Siad and his wife, who converted to Christianity in 2000, had moved to Beledweyne from Doolow eight months before. The area was under government control and there was no indication that the killers belonged to the Al Shabaab rebels, but the Islamic extremist insurgents were present in Buulodbarde, and Christians believed a few Al Shabaab rebels could have been hiding in Beledweyne.
On June 7, 2013 in Jamaame District in southern Somalia, insurgents from the group shot 28-year-old Hassan Hurshe to death after identifying him as a Christian, sources said (see Morning Star News, June 20). Al Shabaab members brought Hurshe to a public place in the town of Jilib and shot him in the head, they said.

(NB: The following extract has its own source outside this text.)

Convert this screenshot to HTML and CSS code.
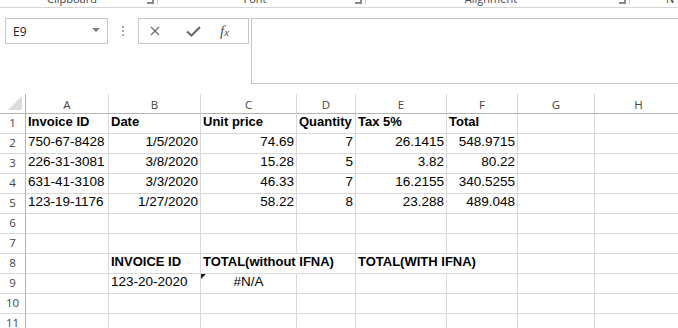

On Feb. 18, 2013, suspected Islamic extremists shot Ahmed Ali Jimale, a 42-year-old father of four, on the outskirts of the coastal city of Kismayo (see Morning Star News, Feb. 28).
In Barawa on Nov. 16, 2012, Al Shabaab militants killed a Christian after accusing him of being a spy and leaving Islam, Christian and Muslim witnesses said. The extremists beheaded 25-year-old Farhan Haji Mose after monitoring his movements for six months, sources said (see Morning Star News, Nov. 17, 2012).
Mose drew suspicion when he returned to Barawa in December 2011 after spending time in Kenya, according to underground Christians in Somalia. Kenya’s population is nearly 83 percent Christian, according to Operation World, while Somalia’s is close to 100 percent Muslim.